Work to complete: Determine which lines contain the word "React", then copy those lines.

Information shown:
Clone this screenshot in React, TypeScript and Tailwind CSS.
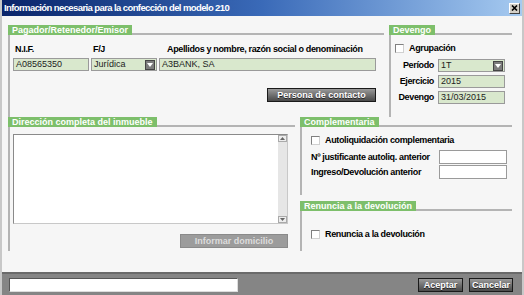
import React from 'react';

const F = "font-['Liberation_Sans',Arial,sans-serif]";
const LBL = 'font-bold text-[9px] tracking-[-0.35px] text-black whitespace-nowrap';

function Tab({ title }: { title: string }) {
  return (
    <div className="flex items-end h-[10px]">
      <div className="h-[10px] px-[4px] bg-[#7dbf6b] text-white font-bold text-[9px] leading-[10px] whitespace-nowrap">{title}</div>
      <div className="flex-1 border-b-2 border-[#b4b4b4]" />
    </div>
  );
}

function Check({ label }: { label: string }) {
  return (
    <div className="flex items-center gap-[5px] h-[12px]">
      <div className="w-[9px] h-[9px] bg-white border border-[#808080] border-r-[#d0d0d0] border-b-[#d0d0d0]" />
      <span className={`${LBL} leading-[10px]`}>{label}</span>
    </div>
  );
}

function Field({ value, w, white }: { value?: string; w?: string; white?: boolean }) {
  return (
    <div className={`${w ?? 'flex-1'} h-[13px] ${white ? 'bg-white' : 'bg-[#d9e8cd]'} border border-[#9a9a9a] px-[2px] font-normal tracking-normal text-[9px] leading-[11px] text-[#222] overflow-hidden whitespace-nowrap`}>
      {value}
    </div>
  );
}

function Combo({ value, w }: { value: string; w: string }) {
  return (
    <div className={`${w} h-[13px] bg-[#d9e8cd] border border-[#9a9a9a] flex items-center`}>
      <span className="flex-1 px-[2px] font-normal tracking-normal text-[9px] leading-[11px] text-[#222]">{value}</span>
      <div className="w-[10px] h-[10px] mr-[1px] bg-[#7c7c7c] border border-[#444] flex items-center justify-center">
        <svg width="6" height="4" viewBox="0 0 6 4"><path d="M0 0h6L3 4z" fill="#fff" /></svg>
      </div>
    </div>
  );
}

function DarkButton({ label, w }: { label: string; w: string }) {
  return (
    <div className={`${w} h-[14px] border border-[#1a1a1a] bg-linear-to-b from-[#9a9a9a] to-[#4a4a4a] flex items-center justify-center text-white font-bold text-[9px] leading-[10px] [text-shadow:0_1px_0_#222]`}>
      {label}
    </div>
  );
}

export default function App() {
  return (
    <div className={`${F} w-[524px] h-[295px] flex flex-col bg-[#f6f6f6] border-l-2 border-r-2 border-[#c8c8c8] overflow-hidden`}>
      {/* title bar */}
      <div className="h-[16px] shrink-0 flex items-center bg-linear-to-r from-[#0a246a] via-[#3a6ab8] to-[#a6caf0] pl-[2px] pr-[2px]">
        <span className="flex-1 text-white font-bold text-[9.5px] tracking-[-0.6px] leading-[12px] whitespace-nowrap">Información necesaria para la confección del modelo 210</span>
        <div className="w-[11px] h-[11px] bg-[#d4d0c8] border border-[#404040] border-t-white border-l-white flex items-center justify-center">
          <svg width="7" height="6" viewBox="0 0 7 6"><path d="M1 0.5l5 5M6 0.5l-5 5" stroke="#000" strokeWidth="1.6" /></svg>
        </div>
      </div>

      {/* body */}
      <div className="flex-1 flex flex-col pt-[9px] pl-[6px]">
        <div className="flex gap-[5px] h-[92px]">
          {/* Pagador */}
          <div className="w-[376px] flex flex-col">
            <Tab title="Pagador/Retenedor/Emisor" />
            <div className="flex-1 border-l-2 border-[#b4b4b4] pl-[3px] pr-[8px] pt-[9px] flex flex-col">
              <div className={`flex h-[10px] leading-[10px] ${LBL}`}>
                <span className="w-[80px] pl-[2px]">N.I.F.</span>
                <span className="w-[74px]">F/J</span>
                <span>Apellidos y nombre, razón social o denominación</span>
              </div>
              <div className="flex gap-[2px] mt-[4px]">
                <Field value="A08565350" w="w-[76px]" />
                <Combo value="Jurídica" w="w-[66px]" />
                <Field value="A3BANK, SA" />
              </div>
              <div className="flex justify-end mt-[17px]">
                <DarkButton label="Persona de contacto" w="w-[109px]" />
              </div>
            </div>
          </div>
          {/* Devengo */}
          <div className="w-[123px] flex flex-col">
            <Tab title="Devengo" />
            <div className="flex-1 border-l-2 border-[#b4b4b4] pl-[4px] pr-[7px] pt-[7px] flex flex-col">
              <Check label="Agrupación" />
              <div className={`grid grid-cols-[43px_1fr] gap-x-[4px] gap-y-[3px] mt-[5px] -ml-[4px] leading-[13px] ${LBL}`}>
                <span className="text-right">Período</span>
                <Combo value="1T" w="w-full" />
                <span className="text-right">Ejercicio</span>
                <Field value="2015" w="w-full" />
                <span className="text-right">Devengo</span>
                <Field value="31/03/2015" w="w-full" />
              </div>
            </div>
          </div>
        </div>

        <div className="flex gap-[5px] h-[134px]">
          {/* Dirección */}
          <div className="w-[287px] flex flex-col">
            <Tab title="Dirección completa del inmueble" />
            <div className="flex-1 border-l-2 border-[#b4b4b4] pl-[3px] pr-[7px] pt-[7px] flex flex-col">
              <div className="h-[90px] bg-white border border-[#8a8a8a] border-r-[#c8c8c8] border-b-[#c8c8c8] flex justify-end">
                <div className="w-[9px] bg-[#e6e6e6] flex flex-col justify-between">
                  <div className="h-[7px] bg-[#ededed] border border-[#aaa] flex items-center justify-center">
                    <svg width="5" height="3" viewBox="0 0 5 3"><path d="M0 3h5L2.5 0z" fill="#666" /></svg>
                  </div>
                  <div className="h-[7px] bg-[#ededed] border border-[#aaa] flex items-center justify-center">
                    <svg width="5" height="3" viewBox="0 0 5 3"><path d="M0 0h5L2.5 3z" fill="#666" /></svg>
                  </div>
                </div>
              </div>
              <div className="flex justify-end mt-[10px]">
                <div className="w-[108px] h-[14px] bg-[#9c9c9c] border border-[#8a8a8a] flex items-center justify-center text-[#dcdcdc] font-bold text-[9px] leading-[10px]">Informar domicilio</div>
              </div>
            </div>
          </div>
          {/* right column */}
          <div className="w-[212px] flex flex-col">
            <Tab title="Complementaria" />
            <div className="h-[68px] border-l-2 border-[#b4b4b4] pl-[9px] pr-[5px] pt-[7px] flex flex-col">
              <Check label="Autoliquidación complementaria" />
              <div className={`grid grid-cols-[1fr_68px] gap-y-[1px] mt-[4px] leading-[14px] ${LBL}`}>
                <span>Nº justificante autoliq. anterior</span>
                <div className="h-[14px] bg-white border border-[#9a9a9a]" />
                <span>Ingreso/Devolución anterior</span>
                <div className="h-[14px] bg-white border border-[#9a9a9a]" />
              </div>
            </div>
            <div className="mt-[6px]">
              <Tab title="Renuncia a la devolución" />
            </div>
            <div className="flex-1 border-l-2 border-[#b4b4b4] pl-[9px] pt-[17px]">
              <Check label="Renuncia a la devolución" />
            </div>
          </div>
        </div>
      </div>

      {/* bottom bar */}
      <div className="h-[23px] shrink-0 bg-[#858585] border-t-2 border-[#6a6a6a] flex items-center pl-[7px] pr-[9px]">
        <div className="w-[229px] h-[14px] bg-white border border-[#555] border-r-[#ddd] border-b-[#ddd]" />
        <div className="flex-1" />
        <div className="flex gap-[6px]">
          <DarkButton label="Aceptar" w="w-[45px]" />
          <DarkButton label="Cancelar" w="w-[44px]" />
        </div>
      </div>
    </div>
  );
}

Full solution:
Clone this screenshot in React, TypeScript and Tailwind CSS.
import React from 'react';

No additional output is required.